Target 100-200MB per partition in memory — tune with maxFilesPerTrigger or maxBytesPerTrigger to control batch size.
Set shuffle partitions to match worker cores — spark.conf.set("spark.sql.shuffle.partitions", str(total_cores)). Too high wastes scheduling overhead; too low creates oversized partitions. Changing this value requires clearing the checkpoint.
Disable S3 versioning on Delta buckets — Delta has time travel built in. S3 versioning adds latency on every file operation and doubles storage cost for no benefit.

Monitoring Essentials

These five metrics should have alerts in every streaming deployment:

Input rate vs processing rate — processing must exceed input. If it doesn’t, the stream falls behind and never recovers without intervention.
Max offsets behind latest — should be stable or decreasing. A growing gap means consumer lag is increasing.
Batch duration vs trigger interval — batch duration should stay below 50% of the trigger interval to leave headroom for retries.
State store size (stateful jobs) — should plateau, not grow monotonically.

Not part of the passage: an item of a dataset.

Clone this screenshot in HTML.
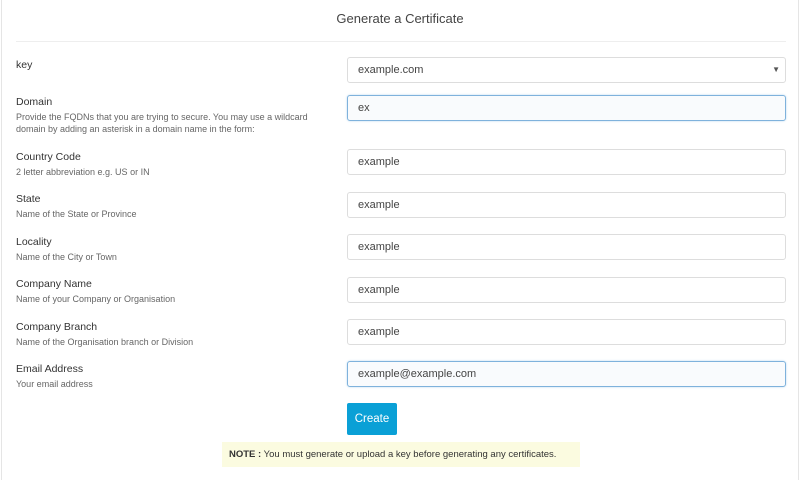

Unbounded growth means watermarks aren’t expiring state.
Shuffle spill to disk — should be zero. Any spill indicates partitions are too large for available memory.

Watch Out For

Autoscaling clusters for streaming — scale-up adds 2-5 minutes of unpredictable latency. Use fixed-size clusters and right-size based on steady-state CPU utilization (target 60-80%).
Multiplexing streams without benchmarking — running multiple streams on one driver can work (up to 100 with availableNow), but continuous streams competing for driver memory and scheduler time cause stability issues. Benchmark before committing.
Changing shuffle partitions on a running stream — the old value is stored in the checkpoint. Changing it requires clearing the checkpoint and reprocessing, which can be expensive on large topics.